日本の昔ながらの会社では、「社員はみんな家族同然・なんでも相談することができる組織風土・ミスが起きない様にみんなでフォローし合う」といった人間係の相互依存で組織全体としてミスがない様に工夫してきましたが、経済のグローバル化と雇用関係の変化、人間の意識の変化によって、このような「ヒトの関係性によるミスの防止や組織発展」は組織の理想像ではなくなり、代わりに欧米的な「割り切った人間関係と定められた業務」によって組織を維持発展させなければならない時代になりました。

しかし、「定められた業務」という業務の標準化の点できちんと対応できない会社組織が激増していることは事実です。「標準化が合理的なもので、かつ、徹底されている」という状態にならない場合、効率化どころかミスの発生も防止できません。この営業所にはちょくちょく行きますので、見た限りでは社員が笑顔でいきいきと対応している「かのように」見えました。社員関係は古き良き日本の会社といった風情でしたが、業務の標準化については内情が全然違うのかもしれません。

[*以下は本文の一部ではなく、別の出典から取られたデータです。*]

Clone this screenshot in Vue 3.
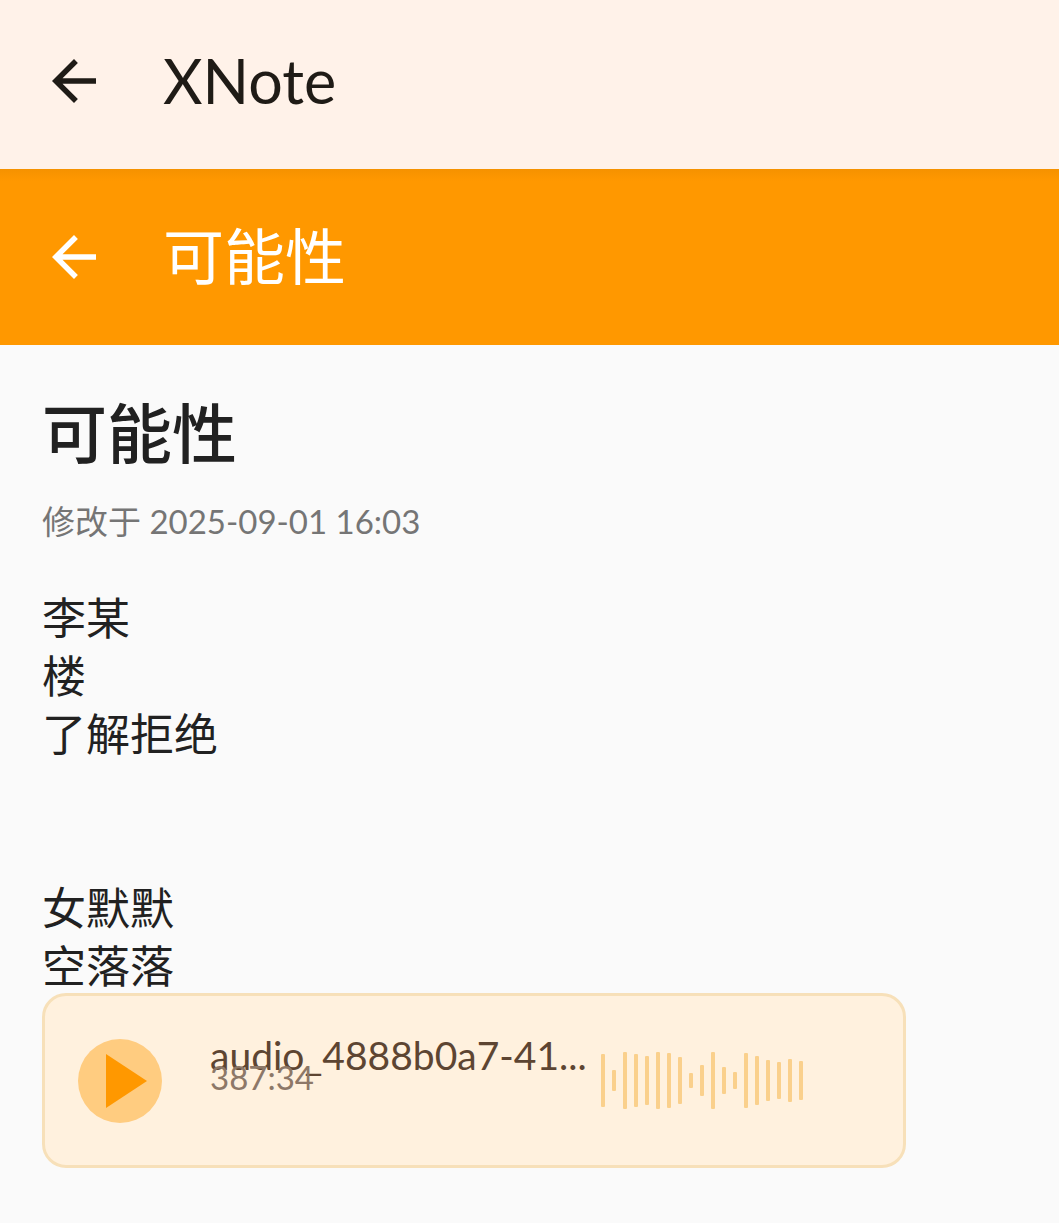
<script setup>
const noteLines = ['李某', '楼', '了解拒绝', '', '', '女默默', '空落落']
const levels = [53, 21, 57, 53, 49, 57, 55, 47, 15, 31, 57, 27, 17, 55, 49, 41, 37, 43, 39]
</script>

<template>
  <div class="page">
    <header class="bar bar-app">
      <button class="back" type="button" aria-label="Back">
        <svg viewBox="0 0 24 24" aria-hidden="true">
          <path d="M20 11H7.83l5.59-5.59L12 4l-8 8 8 8 1.41-1.41L7.83 13H20v-2z" />
        </svg>
      </button>
      <span class="bar-title">XNote</span>
    </header>

    <header class="bar bar-note">
      <button class="back" type="button" aria-label="返回">
        <svg viewBox="0 0 24 24" aria-hidden="true">
          <path d="M20 11H7.83l5.59-5.59L12 4l-8 8 8 8 1.41-1.41L7.83 13H20v-2z" />
        </svg>
      </button>
      <span class="bar-title">可能性</span>
    </header>

    <main class="note">
      <h1>可能性</h1>
      <p class="meta">修改于 2025-09-01 16:03</p>
      <div class="body">
        <p v-for="(line, i) in noteLines" :key="i">{{ line }}</p>
      </div>

      <section class="audio">
        <button class="play" type="button" aria-label="播放">
          <svg viewBox="0 0 84 84" aria-hidden="true">
            <path d="M28 15L69 42L28 69z" />
          </svg>
        </button>
        <div class="info">
          <span class="name">audio_4888b0a7-41...</span>
          <span class="time">387:34</span>
        </div>
        <div class="wave" aria-hidden="true">
          <i v-for="(h, i) in levels" :key="i" :style="{ height: h + 'px' }"></i>
        </div>
      </section>
    </main>
  </div>
</template>

<style>
body {
  margin: 0;
  background: #fafafa;
}
</style>

<style scoped>
.page {
  min-height: 100vh;
  background: #fafafa;
  color: #212121;
  font-family: Lato, "Noto Sans CJK SC", sans-serif;
}

.bar {
  display: flex;
  align-items: center;
  gap: 56px;
  padding: 44px 41px;
}

.bar-app {
  padding-top: 37px;
  background: #fff2e9;
  color: #1f1b16;
}

.bar-note {
  background: linear-gradient(#f59200, #ff9800 12px);
  color: #fff;
}

.back {
  display: flex;
  padding: 0;
  border: 0;
  background: none;
  color: inherit;
}

.back svg {
  width: 66px;
  height: 66px;
  fill: currentColor;
}

.bar-title {
  font-size: 61px;
  line-height: 88px;
}

.note {
  padding: 40px 42px;
}

h1 {
  margin: 0;
  font-size: 65px;
  font-weight: 500;
  line-height: 96px;
}

.meta {
  margin: 16px 0 44px;
  color: #757575;
  font-size: 33px;
  line-height: 48px;
}

.body p {
  min-height: 58px;
  margin: 0;
  font-size: 44px;
  line-height: 58px;
}

.audio {
  display: flex;
  align-items: center;
  box-sizing: border-box;
  max-width: 864px;
  min-height: 175px;
  margin-top: -2px;
  padding: 0 100px 0 33px;
  border: 3px solid #f7e0b9;
  border-radius: 24px;
  background: #fff1de;
}

.play {
  flex: none;
  width: 84px;
  height: 84px;
  padding: 0;
  border: 0;
  border-radius: 50%;
  background: #ffcc80;
}

.play svg {
  display: block;
  fill: #ff9800;
}

.info {
  display: flex;
  flex: 1;
  flex-direction: column;
  min-width: 0;
  margin-left: 48px;
  padding-bottom: 28px;
  white-space: nowrap;
}

.name {
  color: #5d4532;
  font-size: 39px;
  line-height: 20px;
}

.time {
  color: #8d7868;
  font-size: 33px;
  line-height: 24px;
}

.wave {
  display: flex;
  align-items: center;
  gap: 7px;
}

.wave i {
  width: 4px;
  border-radius: 1px;
  background: #fad08c;
}
</style>
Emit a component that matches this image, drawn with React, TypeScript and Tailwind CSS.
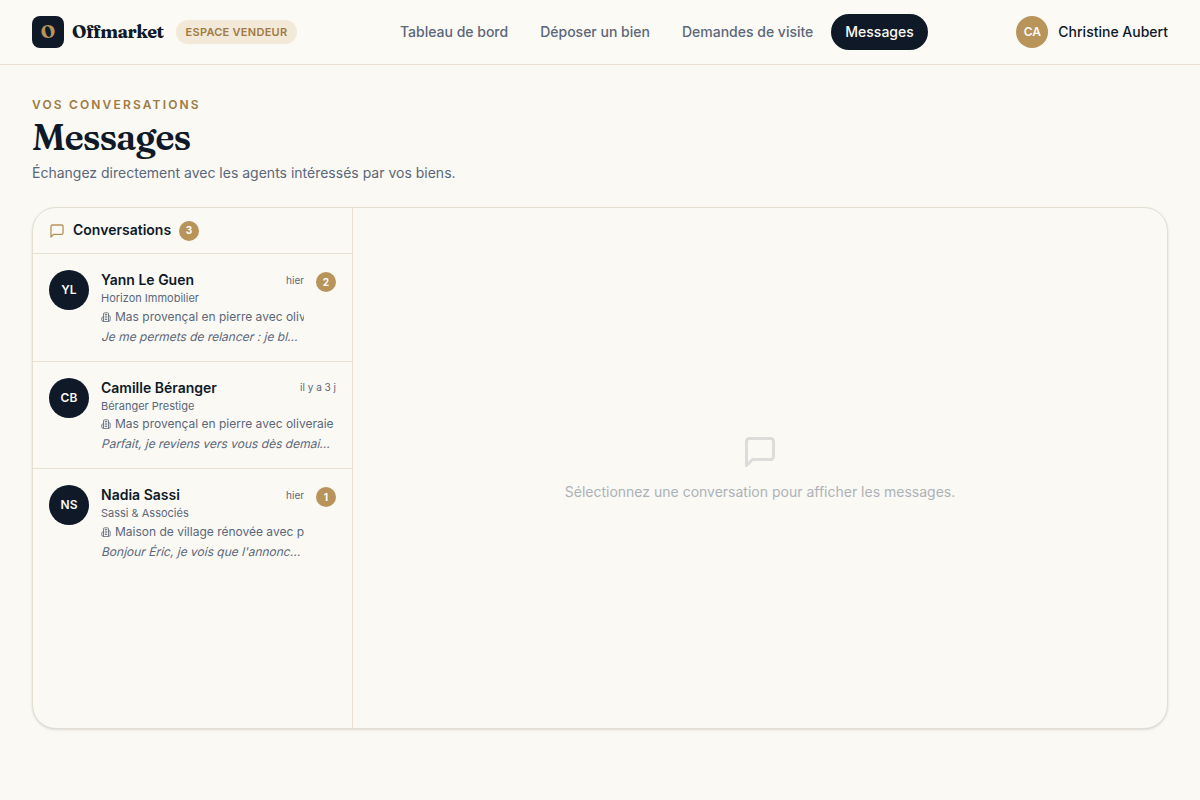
import { clsx } from "clsx";

type Conversation = {
  initials: string;
  name: string;
  agency: string;
  property: string;
  preview: string;
  date: string;
  unread: number;
};

const navItems = [
  { label: "Tableau de bord", active: false },
  { label: "Déposer un bien", active: false },
  { label: "Demandes de visite", active: false },
  { label: "Messages", active: true },
];

const conversations: Conversation[] = [
  {
    initials: "YL",
    name: "Yann Le Guen",
    agency: "Horizon Immobilier",
    property: "Mas provençal en pierre avec oliveraie",
    preview: "Je me permets de relancer : je bl...",
    date: "hier",
    unread: 2,
  },
  {
    initials: "CB",
    name: "Camille Béranger",
    agency: "Béranger Prestige",
    property: "Mas provençal en pierre avec oliveraie",
    preview: "Parfait, je reviens vers vous dès demai...",
    date: "il y a 3 j",
    unread: 0,
  },
  {
    initials: "NS",
    name: "Nadia Sassi",
    agency: "Sassi & Associés",
    property: "Maison de village rénovée avec piscine",
    preview: "Bonjour Éric, je vois que l'annonc...",
    date: "hier",
    unread: 1,
  },
];

function MessageIcon({ className }: { className?: string }) {
  return (
    <svg
      viewBox="0 0 24 24"
      fill="none"
      stroke="currentColor"
      strokeWidth="2"
      strokeLinecap="round"
      strokeLinejoin="round"
      className={className}
    >
      <path d="M21 15a2 2 0 0 1-2 2H7l-4 4V5a2 2 0 0 1 2-2h14a2 2 0 0 1 2 2z" />
    </svg>
  );
}

function BuildingIcon({ className }: { className?: string }) {
  return (
    <svg
      viewBox="0 0 24 24"
      fill="none"
      stroke="currentColor"
      strokeWidth="2"
      strokeLinecap="round"
      strokeLinejoin="round"
      className={className}
    >
      <path d="M6 22V4a2 2 0 0 1 2-2h8a2 2 0 0 1 2 2v18Z" />
      <path d="M6 12H4a2 2 0 0 0-2 2v6a2 2 0 0 0 2 2h2" />
      <path d="M18 9h2a2 2 0 0 1 2 2v9a2 2 0 0 1-2 2h-2" />
      <path d="M10 6h4" />
      <path d="M10 10h4" />
      <path d="M10 14h4" />
      <path d="M10 18h4" />
    </svg>
  );
}

function CountBadge({ count }: { count: number }) {
  return (
    <span className="flex h-5 w-5 shrink-0 items-center justify-center rounded-full bg-[#b8935a] text-[10px] font-bold text-white">
      {count}
    </span>
  );
}

function ConversationRow({ item, last }: { item: Conversation; last: boolean }) {
  return (
    <li
      className={clsx(
        "flex items-start gap-3 p-4",
        !last && "border-b border-[#e8e0d3]"
      )}
    >
      <div className="flex h-10 w-10 shrink-0 items-center justify-center rounded-full bg-[#0f1928] text-xs font-semibold text-[#fbfaf5]">
        {item.initials}
      </div>
      <div className="min-w-0 flex-1">
        <div className="flex items-center justify-between gap-2">
          <p className="truncate text-sm font-semibold text-[#0f1928]">
            {item.name}
          </p>
          <span className="shrink-0 text-[10px] text-[#5b677a]">
            {item.date}
          </span>
        </div>
        <p className="text-[11px] leading-[16.5px] text-[#5b677a]">
          {item.agency}
        </p>
        <p className="mt-0.5 flex items-center gap-1 overflow-hidden text-xs whitespace-nowrap text-[#5b677a]">
          <BuildingIcon className="h-2.5 w-2.5 shrink-0" />
          {item.property}
        </p>
        {/* slanted roman rather than the true italic face */}
        <p className="mt-1 origin-[0_12px] -skew-x-[14deg] text-xs whitespace-nowrap text-[#5b677a]">
          {item.preview}
        </p>
      </div>
      {item.unread > 0 && (
        <div className="mt-0.5">
          <CountBadge count={item.unread} />
        </div>
      )}
    </li>
  );
}

export default function App() {
  return (
    <div className="min-h-screen bg-[#faf9f4] font-['Inter',sans-serif] text-[#0f1928]">
      <header className="border-b border-[#e8e0d0] bg-[#fbfaf5]">
        <div className="flex h-16 items-center justify-between px-8">
          <div className="flex items-center gap-3">
            <div className="flex items-center gap-2">
              <span className="flex h-8 w-8 items-center justify-center rounded-lg bg-[#0f1928] font-['Fraunces','DejaVu_Serif',serif] text-lg font-bold text-[#b8935a]">
                O
              </span>
              <span className="font-['Fraunces','DejaVu_Serif',serif] text-lg font-bold tracking-[-0.028em]">
                Offmarket
              </span>
            </div>
            <span className="flex h-6 items-center rounded-full bg-[#f3e9d9] px-2.5 text-[11px] font-semibold tracking-wide text-[#a07a42] uppercase">
              Espace vendeur
            </span>
          </div>

          <nav className="flex items-center gap-1">
            {navItems.map((item) => (
              <a
                key={item.label}
                href="#"
                className={clsx(
                  "rounded-full px-3.5 py-2 text-sm font-medium",
                  item.active ? "bg-[#0f1928] text-[#fbfaf5]" : "text-[#5b677a]"
                )}
              >
                {item.label}
              </a>
            ))}
          </nav>

          <div className="flex items-center gap-2.5">
            <span className="flex h-8 w-8 items-center justify-center rounded-full bg-[#b8935a] text-xs font-semibold text-[#fbfaf5]">
              CA
            </span>
            <span className="text-sm font-medium">Christine Aubert</span>
          </div>
        </div>
      </header>

      <main className="px-8 pt-8">
        <p className="text-xs font-semibold tracking-[0.18em] text-[#a07a42] uppercase">
          Vos conversations
        </p>
        <h1 className="mt-1 font-['Fraunces','DejaVu_Serif',serif] text-4xl font-semibold tracking-[-0.028em]">
          Messages
        </h1>
        <p className="mt-1.5 text-sm text-[#5b677a]">
          Échangez directement avec les agents intéressés par vos biens.
        </p>

        <div className="mt-6 flex h-[522px] overflow-hidden rounded-3xl border border-[#e5dfd3] bg-[#faf9f4] shadow-sm">
          <aside className="w-80 shrink-0 border-r border-[#e8e0d3]">
            <div className="flex h-[46px] items-center gap-2 border-b border-[#e8e0d3] px-4">
              <MessageIcon className="h-4 w-4 text-[#b8935a]" />
              <h2 className="pb-0.5 text-sm font-semibold">Conversations</h2>
              <CountBadge count={3} />
            </div>
            <ul>
              {conversations.map((item, index) => (
                <ConversationRow
                  key={item.name}
                  item={item}
                  last={index === conversations.length - 1}
                />
              ))}
            </ul>
          </aside>

          <section className="flex flex-1 flex-col items-center justify-center gap-3">
            <MessageIcon className="h-9 w-9 text-[#dcdcdb]" />
            <p className="text-sm text-[#adb2b8]">
              Sélectionnez une conversation pour afficher les messages.
            </p>
          </section>
        </div>
      </main>
    </div>
  );
}
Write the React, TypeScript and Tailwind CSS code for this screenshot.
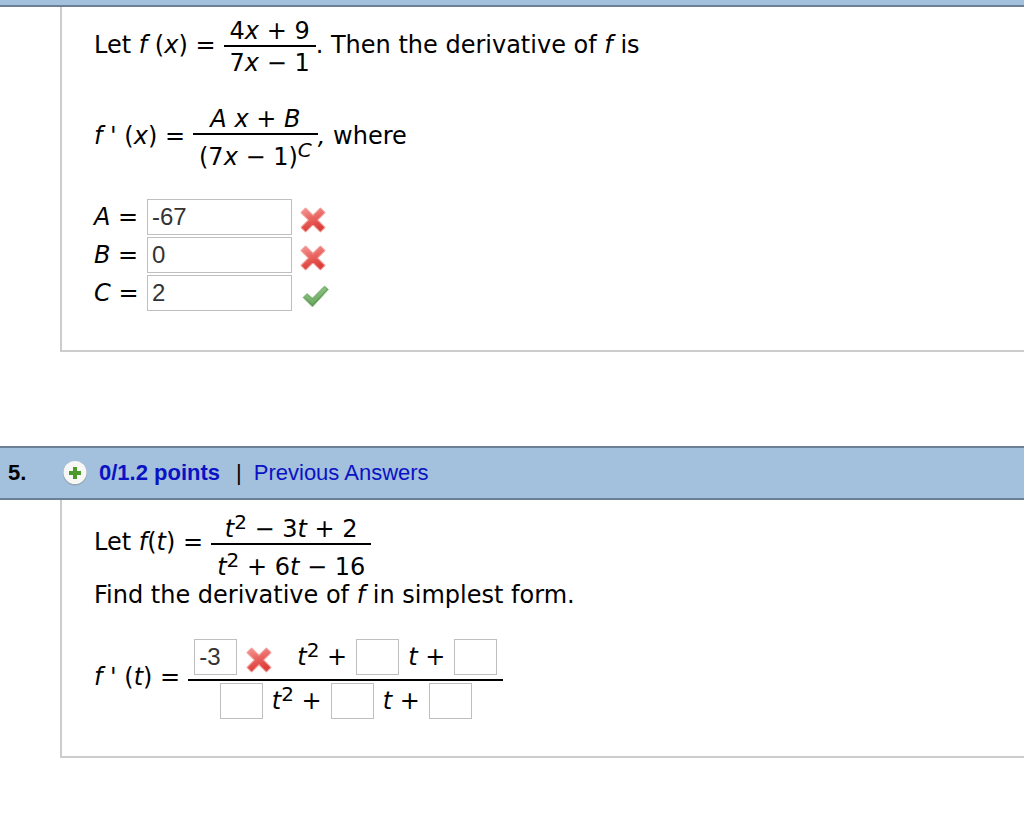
import type { ReactNode } from 'react';

type FractionProps = {
  top: ReactNode;
  bottom: ReactNode;
};

function Fraction({ top, bottom }: FractionProps) {
  return (
    <span className="inline-flex flex-col items-stretch">
      <span className="flex items-center justify-center border-b-2 border-black px-1.5">{top}</span>
      <span className="flex items-center justify-center px-1.5 pt-0.5">{bottom}</span>
    </span>
  );
}

function Power({ children }: { children: ReactNode }) {
  return <sup className="-top-2 text-[20px]">{children}</sup>;
}

function Squared() {
  return (
    <span>
      <i>t</i>
      <Power>2</Power>
    </span>
  );
}

function WrongMark() {
  return (
    <svg role="img" aria-label="Incorrect" viewBox="0 0 26 26" className="size-[26px] shrink-0">
      <defs>
        <linearGradient id="wrong" x1="0" y1="0" x2="0.3" y2="1">
          <stop offset="0" stopColor="#f2918d" />
          <stop offset="0.5" stopColor="#e96561" />
          <stop offset="1" stopColor="#dd3f3b" />
        </linearGradient>
      </defs>
      <path
        d="M5.6 1.800 13 9.200l7.400-7.400 3.800 3.800L16.800 13l7.400 7.400-3.800 3.800L13 16.800l-7.400 7.400-3.800-3.800L9.200 13 1.800 5.600z"
        fill="url(#wrong)"
        stroke="#f3a5a1"
        strokeWidth="2.4"
        strokeLinejoin="round"
      />
      <path
        d="M5.600 2.600 13 10l7.400-7.400 3 3L16 13l7.400 7.400-3 3L13 16l-7.400 7.400-3-3L10 13 2.600 5.600z"
        fill="url(#wrong)"
        stroke="url(#wrong)"
        strokeWidth="1.4"
        strokeLinejoin="round"
      />
    </svg>
  );
}

function RightMark() {
  return (
    <svg role="img" aria-label="Correct" viewBox="0 0 30 24" className="h-6 w-[30px] shrink-0">
      <defs>
        <linearGradient id="right" x1="0" y1="0" x2="0.3" y2="1">
          <stop offset="0" stopColor="#94c889" />
          <stop offset="1" stopColor="#6dab62" />
        </linearGradient>
      </defs>
      <path
        d="M3 13.500 7 9.500l5.500 4.500L24.500 2l4 3.500L12.500 23z"
        fill="#5a9652"
        stroke="#a3c99c"
        strokeLinejoin="round"
      />
      <path d="M4 13 7 10.200l5.500 4.800L24.500 3l2.500 2.500L12.500 20.500z" fill="url(#right)" />
    </svg>
  );
}

function PlusBadge() {
  return (
    <svg viewBox="0 0 26 26" className="size-[26px]" aria-hidden="true">
      <circle cx="13" cy="13.500" r="12" fill="#93a6b8" />
      <circle cx="13" cy="12.500" r="11.500" fill="#f7f7f6" />
      <path d="M11 7h4v4h4v4h-4v4h-4v-4H7v-4h4z" fill="#4a9a2c" />
    </svg>
  );
}

const boxClass = 'h-9 border border-[#bfbfbf] bg-white px-1 font-[Liberation_Sans,sans-serif] text-[24px] text-[#333]';

function Blank({ label, value = '' }: { label: string; value?: string }) {
  return <input aria-label={label} defaultValue={value} className={`${boxClass} w-[43px]`} />;
}

const answers = [
  { name: 'A', value: '-67', correct: false },
  { name: 'B', value: '0', correct: false },
  { name: 'C', value: '2', correct: true },
];

export default function App() {
  return (
    <main className="overflow-x-hidden bg-white font-['DejaVu_Sans',Verdana,sans-serif] text-[24px] leading-7 text-black">
      <div className="h-[7px] border-b-2 border-[#6c8095] bg-[#a3c0dd]" />

      <section className="ml-[60px] border-b-2 border-l-2 border-[#cccccc] pt-2.5 pb-[39px] pl-8">
        <div className="flex items-center">
          <span className="pr-2 pb-1">
            Let <i>f</i> (<i>x</i>) =
          </span>
          <Fraction top={<span>4<i>x</i> + 9</span>} bottom={<span>7<i>x</i> − 1</span>} />
          <span className="pb-1">
            . Then the derivative of <i>f</i> is
          </span>
        </div>

        <div className="mt-7 flex items-center">
          <span className="pr-2 pb-1">
            <i>f '</i> (<i>x</i>) =
          </span>
          <Fraction
            top={<span><i>A</i> <i>x</i> + <i>B</i></span>}
            bottom={
              <span className="pt-1.5">
                (7<i>x</i> − 1)<Power><i>C</i></Power>
              </span>
            }
          />
          <span className="pb-1"><i>,</i> where</span>
        </div>

        <div className="mt-7 flex flex-col gap-0.5">
          {answers.map((answer) => (
            <div key={answer.name} className="flex items-center">
              <label htmlFor={answer.name} className="w-[53px]">
                <i>{answer.name}</i> =
              </label>
              <input id={answer.name} defaultValue={answer.value} className={`${boxClass} w-[145px]`} />
              <span className="pt-1.5 pl-2">{answer.correct ? <RightMark /> : <WrongMark />}</span>
            </div>
          ))}
        </div>
      </section>

      <header className="mt-[94px] flex h-[54px] items-center border-y-2 border-[#6c8095] bg-[#a3c0dd] font-[Liberation_Sans,sans-serif] text-[22px]">
        <h2 className="w-[62px] pl-2 font-bold">5.</h2>
        <a href="#points" className="flex items-center gap-[11px] font-bold text-[#0a12c4]">
          <PlusBadge />
          0/1.2 points
        </a>
        <span className="pr-3 pl-4">|</span>
        <a href="#previous" className="text-[#0a12c4]">Previous Answers</a>
      </header>

      <section className="ml-[60px] border-b-2 border-l-2 border-[#cccccc] pt-[7px] pb-[37px] pl-8">
        <div className="flex items-center">
          <span className="pr-2 pb-1">
            Let <i>f</i>(<i>t</i>) =
          </span>
          <Fraction
            top={<span className="pt-2"><Squared /> − 3<i>t</i> + 2</span>}
            bottom={<span className="pt-1.5"><Squared /> + 6<i>t</i> − 16</span>}
          />
        </div>
        <p>
          Find the derivative of <i>f</i> in simplest form.
        </p>

        <div className="mt-[30px] flex items-center">
          <span className="pr-2 pb-1">
            <i>f '</i> (<i>t</i>) =
          </span>
          <Fraction
            top={
              <span className="flex items-center gap-[9px] pb-1">
                <Blank label="Numerator coefficient of t squared" value="-3" />
                <span className="pt-1.5"><WrongMark /></span>
                <span className="pl-4"><Squared /> +</span>
                <Blank label="Numerator coefficient of t" />
                <span><i>t</i> +</span>
                <Blank label="Numerator constant" />
              </span>
            }
            bottom={
              <span className="flex items-center gap-[9px]">
                <Blank label="Denominator coefficient of t squared" />
                <span><Squared /> +</span>
                <Blank label="Denominator coefficient of t" />
                <span><i>t</i> +</span>
                <Blank label="Denominator constant" />
              </span>
            }
          />
        </div>
      </section>
    </main>
  );
}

きちんと合理的な業務プロセスが徹底されている組織であれば、納品ミスの発生はほとんどあり得ない業務プロセスと手続きになっているはずです。そこまで業務が整理できていなかったとしても、余ってしまった部品に気がついていながら、何もアクションをとらなかった現場もおかしいですね。つまり、この営業支店では支店長も、営業担当者も、現場担当者も横の連携をとっていない、お互いが知らんふりをしている、それでも許されている、という実態が垣間見えます。つまり「業務がシステマチックになっていない・合理的なものになっていない」と言えます。多少なりとも合理的な業務プロセスになっているのであれば、

(1)支店長はミスの発生の報告を受け、直ちに顧客にお詫びを入れる

(2)同時に、ミスの発生の根本的原因を明確化し、その対策を計画して仕組みの改善に繋げる

(3)その事例を本社や他の営業支店に横方向で展開し、会社としての改善に結びつける

といったアクションをとられているはずです。言い方を変えれば、このような初歩的ミスが発生するということは、業務プロセスが合理的なものになっていない、もしくは定められていない、ミスを次プロセスで発見して是正できるような手順になっていない、業務プロセスを支援し間違いない遂行ができるシステムが導入されていない、ということを教えてくれる証拠です。要するに今回発生した事象はこの営業支店にとって「プロセスを改善しなければならない合図」なのです。

支店長がそれに気がついて業務プロセスの改革に舵をとるかどうか、これは今後注目して見守りたいと思っています。